The Seven Sages of the Bamboo Grove (Chikurin shichiken), from the series "A Set of Ten Famous Numbers for the Katsushika Circle (Katsushikaren meisu juban)"
- Date:
- c. 1828
- Medium:
- Color woodblock print; shikishiban, surimono
- Source:
- Art Institute of Chicago
Description
The Seven Sages of the Bamboo Grove (Chikurin shichiken), from Yashima Gakutei's series A Set of Ten Famous Numbers for the Katsushika Circle (Katsushikaren meisu juban), is a [surimono](/glossary/surimono) of 1823 in the Art Institute of Chicago. The Set of Ten Famous Numbers pairs each cardinal number with a celebrated group from Chinese or Japanese tradition - groups of three, five, seven, and so on - and uses them as occasions for kyoka verses commissioned by the Katsushika poetry circle. The Seven Sages of the Bamboo Grove were third-century Chinese literati who withdrew from court politics to drink, debate, and improvise poetry in a bamboo grove, and they remained for centuries the East Asian archetype of the cultivated recluse.
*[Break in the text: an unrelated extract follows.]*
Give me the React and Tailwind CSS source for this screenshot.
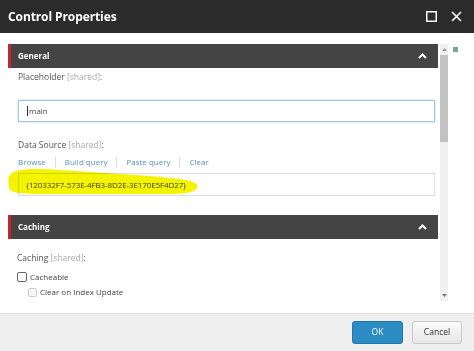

To choose them as the seven of the surimono series was therefore to put the literati ideal at the heart of the project. Yashima Gakutei, a leading surimono designer of the Hokusai school under Katsushika Hokusai, places the sages within a stylized grove using a restrained palette and the careful drawing that the school's Chinese subjects demanded. Deluxe surimono techniques - mineral pigments tuned in close harmonies, blind embossing of robes and bamboo nodes, and burnished metallic accents on prestige details - register the sheet's status. The kyoka verses alongside it would have allowed the Katsushika circle to position itself as a contemporary descendant of the sages, an Edo grove of poets at home in a printed bamboo wood.